[DATA PROVIDED]
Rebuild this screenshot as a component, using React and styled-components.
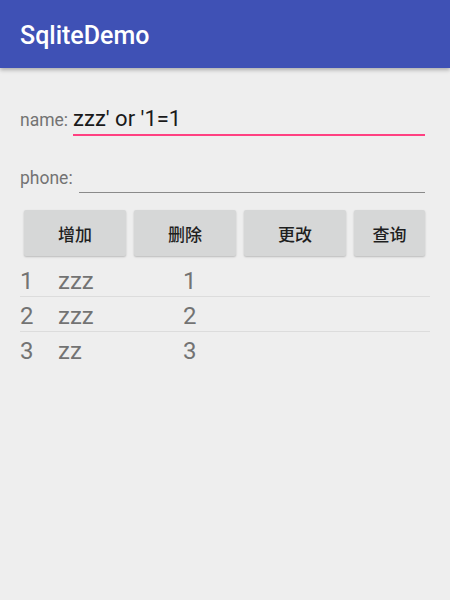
import React from 'react'
import styled, { createGlobalStyle } from 'styled-components'

const GlobalStyle = createGlobalStyle`
  html, body {
    margin: 0;
    padding: 0;
    background: #eeeeee;
  }
  body {
    font-family: Roboto, "Noto Sans CJK SC", sans-serif;
  }
  * { box-sizing: border-box; }
`

const rows = [
  { id: 1, name: 'zzz', phone: '1' },
  { id: 2, name: 'zzz', phone: '2' },
  { id: 3, name: 'zz', phone: '3' },
]

const buttons = [
  { label: '增加', width: 102 },
  { label: '删除', width: 102 },
  { label: '更改', width: 102 },
  { label: '查询' },
]

const App = () => {
  return (
    <Page>
      <GlobalStyle />
      <AppBar>
        <Title>SqliteDemo</Title>
      </AppBar>
      <Form>
        <FieldRow>
          <Label>name:</Label>
          <Input $focused defaultValue="zzz' or '1=1" readOnly />
        </FieldRow>
        <FieldRow className='phone'>
          <Label>phone:</Label>
          <Input readOnly />
        </FieldRow>
        <ButtonBar>
          {buttons.map((b) => (
            <Button key={b.label} $width={b.width}>{b.label}</Button>
          ))}
        </ButtonBar>
      </Form>
      <Table>
        {rows.map((r) => (
          <Row key={r.id}>
            <span className='id'>{r.id}</span>
            <span className='name'>{r.name}</span>
            <span className='phone'>{r.phone}</span>
          </Row>
        ))}
      </Table>
    </Page>
  )
}

export default App

let Page = styled.div`
width:450px;
min-height:600px;
background:#eeeeee;
`

let AppBar = styled.header`
height:68px;
background:#3f51b5;
padding:22px 0 0 20px;
box-shadow:0 2px 4px rgba(0,0,0,0.28);
position:relative;
z-index:1;
`

let Title = styled.h1`
margin:0;
font-size:25px;
line-height:28px;
font-weight:500;
color:#ffffff;
`

let Form = styled.div`
padding:37px 25px 0 20px;
`

let FieldRow = styled.div`
display:flex;
align-items:baseline;
&.phone{
    margin-top:27px;
 }
&.phone input{
    margin-left:1px;
 }
`

let Label = styled.label`
font-size:17.5px;
color:#737373;
margin-right:5px;
white-space:nowrap;
`

let Input = styled.input`
flex:1;
min-width:0;
height:${(p) => (p.$focused ? '31px' : '30px')};
padding:0 0 3px 0;
margin:0;
border:none;
border-bottom:${(p) => (p.$focused ? '2px solid #ff4081' : '1px solid #8a8a8a')};
background:transparent;
font-family:Roboto, sans-serif;
font-size:22px;
line-height:26px;
color:#1a1a1a;
outline:none;
`

let ButtonBar = styled.div`
display:flex;
gap:8px;
margin:17px 0 0 4px;
`

let Button = styled.button`
${(p) => (p.$width ? `width:${p.$width}px;` : 'flex:1;')}
height:46px;
border:none;
border-radius:2px;
background:#d6d7d7;
box-shadow:0 1px 2px rgba(0,0,0,0.22);
font-family:Roboto, "Noto Sans CJK SC", sans-serif;
font-size:17px;
font-weight:500;
color:#1f1f1f;
padding:0;
`

let Table = styled.div`
margin:6px 20px 0 20px;
`

let Row = styled.div`
display:flex;
height:35px;
padding-top:4px;
border-bottom:1px solid #dcdcdc;
font-size:24px;
line-height:30px;
color:#737373;
&:last-child{
    border-bottom:none;
 }
.id{
    width:38px;
 }
.name{
    width:125px;
 }
`
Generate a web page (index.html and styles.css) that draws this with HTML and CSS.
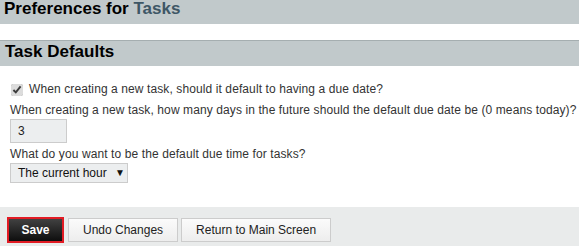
FILE: index.html
```html
<!DOCTYPE html>
<html>
<head>
  <title>Preferences for Tasks</title>
  <link rel="stylesheet" href="styles.css">
</head>
<body>
  <div class="page-title">Preferences for <span class="app-name">Tasks</span></div>

  <div class="section">
    <h2 class="section-title">Task Defaults</h2>
    <form class="prefs">
      <label class="check-row">
        <input type="checkbox" checked> When creating a new task, should it default to having a due date?
      </label>
      <div class="question">When creating a new task, how many days in the future should the default due date be (0 means today)?</div>
      <input type="text" class="days" value="3">
      <div class="question">What do you want to be the default due time for tasks?</div>
      <div class="select">The current hour <span class="arrow">&#9660;</span></div>
    </form>
  </div>

  <div class="buttons">
    <button class="btn btn-save">Save</button>
    <button class="btn">Undo Changes</button>
    <button class="btn">Return to Main Screen</button>
  </div>
</body>
</html>
```

FILE: styles.css
```css
body {
  margin: 0;
  padding: 0;
  font-family: "Liberation Sans", Arial, sans-serif;
  font-size: 12px;
  color: #333;
  background: #fff;
}

.page-title {
  background-color: #c1c9cb;
  height: 24px;
  line-height: 17px;
  padding-left: 4px;
  font-size: 17px;
  font-weight: bold;
  color: #000;
}

.app-name {
  color: #3e5766;
}

.section {
  margin-top: 16px;
}

.section-title {
  margin: 0;
  background-color: #c1c9cb;
  border-top: 1px solid #a5aeb0;
  height: 25px;
  line-height: 21px;
  padding-left: 5px;
  font-size: 17px;
  font-weight: bold;
  color: #000;
}

.prefs {
  padding: 16px 10px 0;
  height: 141px;
  box-sizing: border-box;
}

.check-row {
  display: flex;
  align-items: center;
  height: 15px;
  line-height: 15px;
  letter-spacing: 0.1px;
}

.check-row input {
  margin: 0 6px 0 1px;
  width: 12px;
  height: 12px;
  accent-color: #dcdcdc;
}

.question {
  margin-top: 6px;
  line-height: 15px;
  letter-spacing: 0.1px;
  white-space: nowrap;
}

.days {
  display: block;
  margin-top: 1px;
  width: 57px;
  height: 24px;
  box-sizing: border-box;
  border: 1px solid #ccc;
  background: #eceeef;
  padding: 0 7px;
  font-family: inherit;
  font-size: 12px;
  color: #222;
  outline: none;
}

.days + .question {
  margin-top: 4px;
}

.select {
  margin-top: 1px;
  width: 118px;
  height: 20px;
  line-height: 18px;
  box-sizing: border-box;
  border: 1px solid #ccc;
  background: #eceeef;
  padding-left: 7px;
  color: #111;
}

.arrow {
  font-size: 10px;
  margin-left: 5px;
  vertical-align: 1px;
}

.buttons {
  background-color: #e9ebeb;
  height: 39px;
  display: flex;
  align-items: center;
  gap: 3px;
  padding-left: 7px;
  padding-top: 7px;
  box-sizing: border-box;
}

.btn {
  height: 24px;
  border: 1px solid #ccc;
  background: linear-gradient(#fbfbfb, #ededed);
  font-family: inherit;
  font-size: 12px;
  color: #222;
  padding: 0 14px;
}

.btn-save {
  width: 57px;
  height: 26px;
  margin-right: 1px;
  color: #fff;
  font-weight: bold;
  background: linear-gradient(#414141, #0e0e0e);
  border: 2px solid #e21b24;
  padding: 0;
}
```
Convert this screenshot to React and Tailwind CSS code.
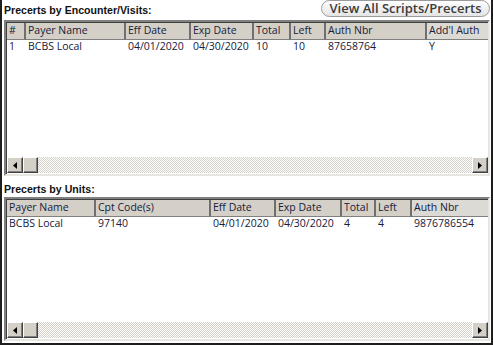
const font = { fontFamily: '"Open Sans", "Liberation Sans", Arial, sans-serif' };
const titleFont = { fontFamily: '"Liberation Sans", Arial, sans-serif' };

const encCols = [
  { label: "#", w: 19 },
  { label: "Payer Name", w: 100 },
  { label: "Eff Date", w: 65 },
  { label: "Exp Date", w: 63 },
  { label: "Total", w: 37 },
  { label: "Left", w: 35 },
  { label: "Auth Nbr", w: 101 },
  { label: "Add'l Auth", w: 60, last: true },
];
const encRows = [["1", "BCBS Local", "04/01/2020", "04/30/2020", "10", "10", "87658764", "Y"]];

const unitCols = [
  { label: "Payer Name", w: 89 },
  { label: "Cpt Code(s)", w: 115 },
  { label: "Eff Date", w: 65 },
  { label: "Exp Date", w: 66 },
  { label: "Total", w: 34 },
  { label: "Left", w: 36 },
  { label: "Auth Nbr", w: 75, last: true },
];
const unitRows = [["BCBS Local", "97140", "04/01/2020", "04/30/2020", "4", "4", "9876786554"]];

function Arrow({ dir }) {
  return (
    <div className="w-4 h-4 shrink-0 bg-[#d4d0c8] border-t border-l border-t-white border-l-white border-r border-b border-r-[#404040] border-b-[#404040] shadow-[inset_-1px_-1px_0_#808080] flex items-center justify-center">
      <svg width="4" height="7" viewBox="0 0 4 7">
        {dir === "left" ? <path d="M4 0 L0 3.5 L4 7 Z" fill="#000" /> : <path d="M0 0 L4 3.5 L0 7 Z" fill="#000" />}
      </svg>
    </div>
  );
}

function Grid({ cols, rows, height }) {
  return (
    <div
      className="ml-[2px] mr-[1px] border-2 border-t-[#808080] border-l-[#808080] border-r-[#e8e6e0] border-b-[#e8e6e0] shadow-[inset_1px_1px_0_#404040] bg-white flex flex-col"
      style={{ height }}
    >
      <div className="flex h-[17px] shrink-0 pl-px pt-px">
        {cols.map((c, i) => (
          <div
            key={i}
            className={
              "h-[17px] shrink-0 flex items-center pl-[2px] text-[10.5px] text-[#16203a] whitespace-nowrap overflow-hidden border-b border-[#808080] " +
              (c.last ? "flex-1 bg-[#dcdad5]" : "bg-[#d4d0c8] border-r-2 border-r-[#6f6f6f]")
            }
            style={c.last ? undefined : { width: c.w }}
          >
            {c.label}
          </div>
        ))}
      </div>
      <div className="flex-1 pl-px">
        {rows.map((r, ri) => (
          <div key={ri} className="flex h-[16px] items-center">
            {r.map((v, i) => (
              <div
                key={i}
                className={"shrink-0 pl-[2px] text-[10.5px] text-[#16203a] whitespace-nowrap " + (cols[i].last ? "flex-1" : "")}
                style={cols[i].last ? undefined : { width: cols[i].w }}
              >
                {v}
              </div>
            ))}
          </div>
        ))}
      </div>
      <div className="flex h-4 shrink-0 pl-px mb-px">
        <Arrow dir="left" />
        <div className="w-[15px] h-4 shrink-0 bg-[#d4d0c8] border-t border-l border-t-white border-l-white border-r border-b border-r-[#404040] border-b-[#404040] shadow-[inset_-1px_-1px_0_#808080]" />
        <div className="flex-1 bg-[repeating-conic-gradient(#d4d0c8_0_25%,#ffffff_0_50%)] [background-size:2px_2px]" />
        <Arrow dir="right" />
      </div>
    </div>
  );
}

export default function App() {
  return (
    <div className="w-[493px] h-[345px] bg-white border-l-2 border-r-2 border-b-2 border-[#1e1e1e] flex flex-col" style={font}>
      <div className="h-[20px] flex items-start justify-between pl-[2px] pr-[1px]">
        <div className="mt-[5px] text-[10.6px] font-bold text-[#111] leading-none" style={titleFont}>Precerts by Encounter/Visits:</div>
        <button className="h-[17px] w-[169px] rounded-full border border-[#9a9a9a] bg-gradient-to-b from-white to-[#e4e4e4] text-[13px] leading-none text-[#3c3c3c] flex items-center justify-center" style={{ fontFamily: '"Open Sans", sans-serif', fontWeight: 600 }}>
          View All Scripts/Precerts
        </button>
      </div>
      <Grid cols={encCols} rows={encRows} height={156} />
      <div className="h-[21px] pl-[2px] pt-[8px] text-[10.6px] font-bold text-[#111] leading-none" style={titleFont}>Precerts by Units:</div>
      <Grid cols={unitCols} rows={unitRows} height={144} />
    </div>
  );
}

[JOB]
Copy out the lines that hold "screenshot".

[RESULT OF THE EXERCISE]
Rebuild this screenshot as a component, using React and styled-components.
Convert this screenshot to React and Tailwind CSS code.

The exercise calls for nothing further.